_What you should do_. Please write the listing below out again exactly, leaving every picture behind.

_Source material_.

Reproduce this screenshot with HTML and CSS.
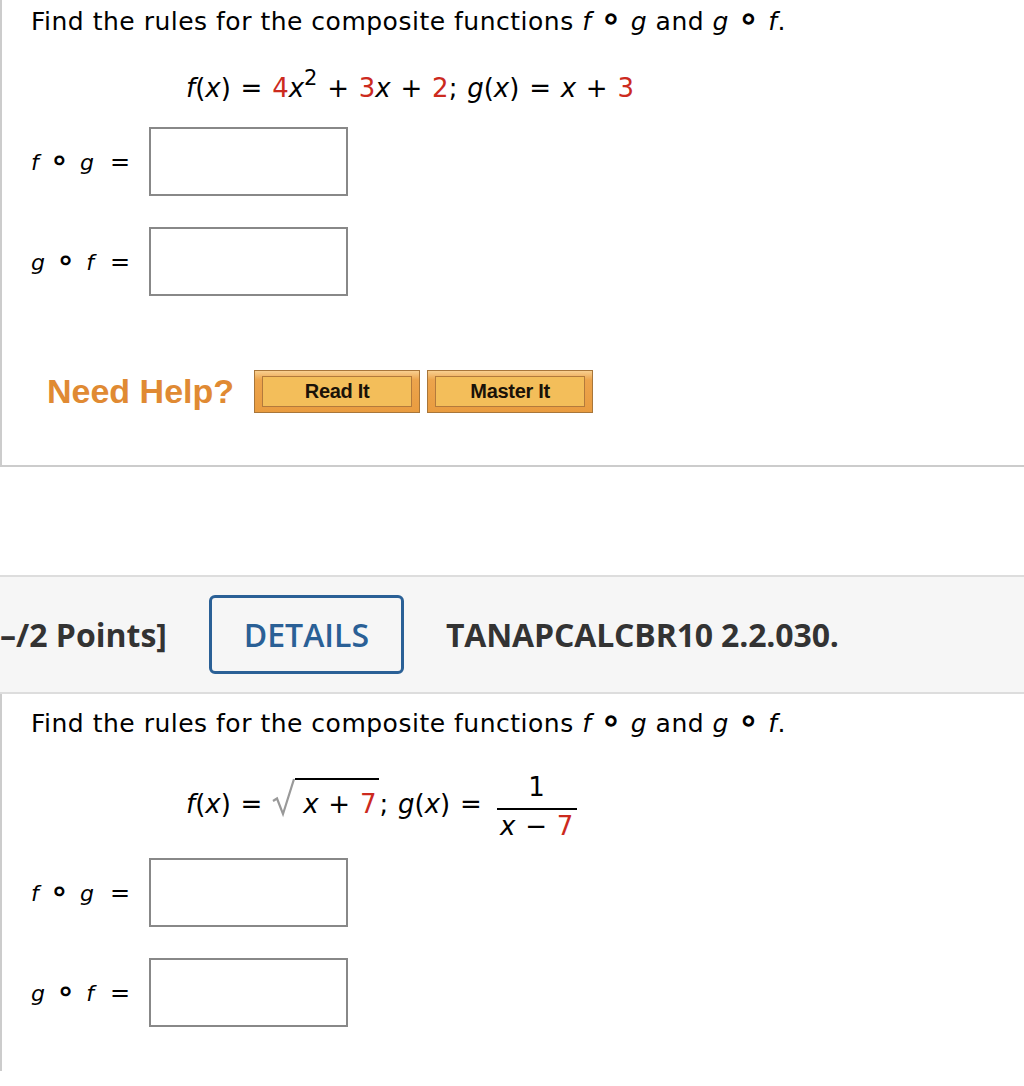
FILE: index.html
```html
<!DOCTYPE html>
<html lang="en">
<head>
  <meta charset="UTF-8" />
  <meta name="viewport" content="width=device-width, initial-scale=1" />
  <title>Composite functions</title>
  <link rel="stylesheet" href="styles.css">
</head>
<body>
  <div class="panel panel-first">
    <p class="prompt">Find the rules for the composite functions <i>f</i> <span class="ring">∘</span> <i>g</i> and <i>g</i> <span class="ring">∘</span> <i>f</i>.</p>

    <div class="formula">
      <i>f</i>(<i>x</i>) = <span class="red">4</span><i>x</i><sup>2</sup> + <span class="red">3</span><i>x</i> + <span class="red">2</span>; <i>g</i>(<i>x</i>) = <i>x</i> + <span class="red">3</span>
    </div>

    <div class="answers">
      <div class="answer-row">
        <span class="lbl"><i>f</i> <span class="ring">∘</span> <i>g</i> <span class="eq">=</span></span>
        <span class="box"></span>
      </div>
      <div class="answer-row">
        <span class="lbl"><i>g</i> <span class="ring">∘</span> <i>f</i> <span class="eq">=</span></span>
        <span class="box"></span>
      </div>
    </div>

    <div class="help">
      <span class="help-label">Need Help?</span>
      <button class="help-btn"><span>Read It</span></button>
      <button class="help-btn"><span>Master It</span></button>
    </div>
  </div>

  <div class="qhead">
    <span class="points">–/2 Points]</span>
    <button class="details">DETAILS</button>
    <span class="qid">TANAPCALCBR10 2.2.030.</span>
  </div>

  <div class="panel panel-second">
    <p class="prompt">Find the rules for the composite functions <i>f</i> <span class="ring">∘</span> <i>g</i> and <i>g</i> <span class="ring">∘</span> <i>f</i>.</p>

    <div class="formula formula-frac">
      <span><i>f</i>(<i>x</i>) = </span>
      <span class="sqrt">
        <svg class="radical" width="23" height="40" viewBox="0 0 23 40"><path d="M1 23 L5 20.5 L11 36 L22 1" fill="none" stroke="#999" stroke-width="2.2"/></svg><span class="radicand"><i>x</i> + <span class="red">7</span></span>
      </span>
      <span>; <i>g</i>(<i>x</i>) = </span>
      <span class="frac">
        <span class="num">1</span>
        <span class="den"><i>x</i> − <span class="red">7</span></span>
      </span>
    </div>

    <div class="answers">
      <div class="answer-row">
        <span class="lbl"><i>f</i> <span class="ring">∘</span> <i>g</i> <span class="eq">=</span></span>
        <span class="box"></span>
      </div>
      <div class="answer-row">
        <span class="lbl"><i>g</i> <span class="ring">∘</span> <i>f</i> <span class="eq">=</span></span>
        <span class="box"></span>
      </div>
    </div>
  </div>
</body>
</html>
```

FILE: styles.css
```css
body {
  margin: 0;
  background: #fff;
  color: #000;
  font-family: "DejaVu Sans", Verdana, sans-serif;
  overflow: hidden;
}
.panel {
  border-left: 2px solid #ccc;
  padding-left: 29px;
}
.panel-first {
  border-bottom: 2px solid #ccc;
  padding-top: 8px;
  padding-bottom: 52px;
}
.panel-second {
  padding-top: 16px;
  height: 377px;
  box-sizing: border-box;
}
.prompt {
  margin: 0;
  font-size: 25px;
  line-height: 28px;
  letter-spacing: 0.5px;
}
.ring {
  font-weight: bold;
  font-style: normal;
  font-size: 1.4em;
  line-height: 0;
}
.red {
  color: #cc2a1e;
}
.formula {
  margin: 38px 0 0 155px;
  font-size: 26px;
  line-height: 28px;
  word-spacing: 1.5px;
}
.formula sup {
  font-size: 21px;
  line-height: 0;
  vertical-align: 12px;
}
.answers {
  margin-top: 25px;
  display: flex;
  flex-direction: column;
  gap: 31px;
}
.answer-row {
  display: flex;
  align-items: center;
}
.lbl {
  width: 118px;
  font-size: 22px;
  word-spacing: 4px;
}
.lbl .eq {
  margin-left: 5px;
  font-size: 24px;
}
.box {
  width: 195px;
  height: 65px;
  border: 2px solid #888;
  background: #fff;
}
.help {
  margin-top: 74px;
  display: flex;
  align-items: center;
  padding-left: 16px;
}
.help-label {
  font-family: "Liberation Sans", Arial, sans-serif;
  font-weight: bold;
  font-size: 34px;
  color: #e08a33;
  margin-right: 20px;
}
.help-btn {
  width: 166px;
  height: 43px;
  margin-right: 7px;
  padding: 5px 7px;
  border: 1px solid #a8763a;
  background: linear-gradient(#f8cf90, #eca44c 22%, #e99c40);
  font-family: "Liberation Sans", Arial, sans-serif;
  font-weight: bold;
  font-size: 20px;
  letter-spacing: -0.3px;
  color: #1a1208;
  display: flex;
}
.help-btn span {
  flex: 1;
  border: 1px solid #b37a3c;
  background: #f3be5a;
  display: flex;
  align-items: center;
  justify-content: center;
}
.qhead {
  margin-top: 108px;
  height: 115px;
  border-top: 2px solid #ddd;
  border-bottom: 2px solid #ddd;
  background: #f6f6f6;
  display: flex;
  align-items: center;
  font-family: "Open Sans", sans-serif;
  color: #333;
}
.points {
  font-weight: bold;
  font-size: 32px;
}
.details {
  margin-left: 42px;
  width: 195px;
  height: 79px;
  border: 3px solid #2a6096;
  border-radius: 6px;
  background: #f6f6f6;
  color: #2a6096;
  font-family: "Open Sans", sans-serif;
  font-weight: 600;
  font-size: 32px;
}
.qid {
  margin-left: 42px;
  font-weight: bold;
  font-size: 32px;
  letter-spacing: -0.15px;
}
.formula-frac {
  margin-top: 29px;
  display: flex;
  align-items: center;
  white-space: pre;
}
.sqrt {
  display: inline-flex;
  align-items: flex-end;
  margin-bottom: 12px;
}
.radicand {
  border-top: 2px solid #000;
  padding: 10px 3px 0 8px;
}
.frac {
  display: inline-flex;
  flex-direction: column;
  align-items: center;
  margin: 6px 0 0 5px;
}
.frac .num {
  padding: 0 8px 7px;
}
.frac .den {
  border-top: 2px solid #000;
  padding: 2px 3.5px 0;
}
.panel-second .answers {
  margin-top: 18px;
}
```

_Response for this exercise_.
Reproduce this screenshot with HTML and CSS.
FILE: index.html
```html
<!DOCTYPE html>
<html lang="en">
<head>
  <meta charset="UTF-8" />
  <meta name="viewport" content="width=device-width, initial-scale=1" />
  <title>Composite functions</title>
  <link rel="stylesheet" href="styles.css">
</head>
<body>
  <div class="panel panel-first">
    <p class="prompt">Find the rules for the composite functions <i>f</i> <span class="ring">∘</span> <i>g</i> and <i>g</i> <span class="ring">∘</span> <i>f</i>.</p>

    <div class="formula">
      <i>f</i>(<i>x</i>) = <span class="red">4</span><i>x</i><sup>2</sup> + <span class="red">3</span><i>x</i> + <span class="red">2</span>; <i>g</i>(<i>x</i>) = <i>x</i> + <span class="red">3</span>
    </div>

    <div class="answers">
      <div class="answer-row">
        <span class="lbl"><i>f</i> <span class="ring">∘</span> <i>g</i> <span class="eq">=</span></span>
        <span class="box"></span>
      </div>
      <div class="answer-row">
        <span class="lbl"><i>g</i> <span class="ring">∘</span> <i>f</i> <span class="eq">=</span></span>
        <span class="box"></span>
      </div>
    </div>

    <div class="help">
      <span class="help-label">Need Help?</span>
      <button class="help-btn"><span>Read It</span></button>
      <button class="help-btn"><span>Master It</span></button>
    </div>
  </div>

  <div class="qhead">
    <span class="points">–/2 Points]</span>
    <button class="details">DETAILS</button>
    <span class="qid">TANAPCALCBR10 2.2.030.</span>
  </div>

  <div class="panel panel-second">
    <p class="prompt">Find the rules for the composite functions <i>f</i> <span class="ring">∘</span> <i>g</i> and <i>g</i> <span class="ring">∘</span> <i>f</i>.</p>

    <div class="formula formula-frac">
      <span><i>f</i>(<i>x</i>) = </span>
      <span class="sqrt">
        <svg class="radical" width="23" height="40" viewBox="0 0 23 40"><path d="M1 23 L5 20.5 L11 36 L22 1" fill="none" stroke="#999" stroke-width="2.2"/></svg><span class="radicand"><i>x</i> + <span class="red">7</span></span>
      </span>
      <span>; <i>g</i>(<i>x</i>) = </span>
      <span class="frac">
        <span class="num">1</span>
        <span class="den"><i>x</i> − <span class="red">7</span></span>
      </span>
    </div>

    <div class="answers">
      <div class="answer-row">
        <span class="lbl"><i>f</i> <span class="ring">∘</span> <i>g</i> <span class="eq">=</span></span>
        <span class="box"></span>
      </div>
      <div class="answer-row">
        <span class="lbl"><i>g</i> <span class="ring">∘</span> <i>f</i> <span class="eq">=</span></span>
        <span class="box"></span>
      </div>
    </div>
  </div>
</body>
</html>
```

FILE: styles.css
```css
body {
  margin: 0;
  background: #fff;
  color: #000;
  font-family: "DejaVu Sans", Verdana, sans-serif;
  overflow: hidden;
}
.panel {
  border-left: 2px solid #ccc;
  padding-left: 29px;
}
.panel-first {
  border-bottom: 2px solid #ccc;
  padding-top: 8px;
  padding-bottom: 52px;
}
.panel-second {
  padding-top: 16px;
  height: 377px;
  box-sizing: border-box;
}
.prompt {
  margin: 0;
  font-size: 25px;
  line-height: 28px;
  letter-spacing: 0.5px;
}
.ring {
  font-weight: bold;
  font-style: normal;
  font-size: 1.4em;
  line-height: 0;
}
.red {
  color: #cc2a1e;
}
.formula {
  margin: 38px 0 0 155px;
  font-size: 26px;
  line-height: 28px;
  word-spacing: 1.5px;
}
.formula sup {
  font-size: 21px;
  line-height: 0;
  vertical-align: 12px;
}
.answers {
  margin-top: 25px;
  display: flex;
  flex-direction: column;
  gap: 31px;
}
.answer-row {
  display: flex;
  align-items: center;
}
.lbl {
  width: 118px;
  font-size: 22px;
  word-spacing: 4px;
}
.lbl .eq {
  margin-left: 5px;
  font-size: 24px;
}
.box {
  width: 195px;
  height: 65px;
  border: 2px solid #888;
  background: #fff;
}
.help {
  margin-top: 74px;
  display: flex;
  align-items: center;
  padding-left: 16px;
}
.help-label {
  font-family: "Liberation Sans", Arial, sans-serif;
  font-weight: bold;
  font-size: 34px;
  color: #e08a33;
  margin-right: 20px;
}
.help-btn {
  width: 166px;
  height: 43px;
  margin-right: 7px;
  padding: 5px 7px;
  border: 1px solid #a8763a;
  background: linear-gradient(#f8cf90, #eca44c 22%, #e99c40);
  font-family: "Liberation Sans", Arial, sans-serif;
  font-weight: bold;
  font-size: 20px;
  letter-spacing: -0.3px;
  color: #1a1208;
  display: flex;
}
.help-btn span {
  flex: 1;
  border: 1px solid #b37a3c;
  background: #f3be5a;
  display: flex;
  align-items: center;
  justify-content: center;
}
.qhead {
  margin-top: 108px;
  height: 115px;
  border-top: 2px solid #ddd;
  border-bottom: 2px solid #ddd;
  background: #f6f6f6;
  display: flex;
  align-items: center;
  font-family: "Open Sans", sans-serif;
  color: #333;
}
.points {
  font-weight: bold;
  font-size: 32px;
}
.details {
  margin-left: 42px;
  width: 195px;
  height: 79px;
  border: 3px solid #2a6096;
  border-radius: 6px;
  background: #f6f6f6;
  color: #2a6096;
  font-family: "Open Sans", sans-serif;
  font-weight: 600;
  font-size: 32px;
}
.qid {
  margin-left: 42px;
  font-weight: bold;
  font-size: 32px;
  letter-spacing: -0.15px;
}
.formula-frac {
  margin-top: 29px;
  display: flex;
  align-items: center;
  white-space: pre;
}
.sqrt {
  display: inline-flex;
  align-items: flex-end;
  margin-bottom: 12px;
}
.radicand {
  border-top: 2px solid #000;
  padding: 10px 3px 0 8px;
}
.frac {
  display: inline-flex;
  flex-direction: column;
  align-items: center;
  margin: 6px 0 0 5px;
}
.frac .num {
  padding: 0 8px 7px;
}
.frac .den {
  border-top: 2px solid #000;
  padding: 2px 3.5px 0;
}
.panel-second .answers {
  margin-top: 18px;
}
```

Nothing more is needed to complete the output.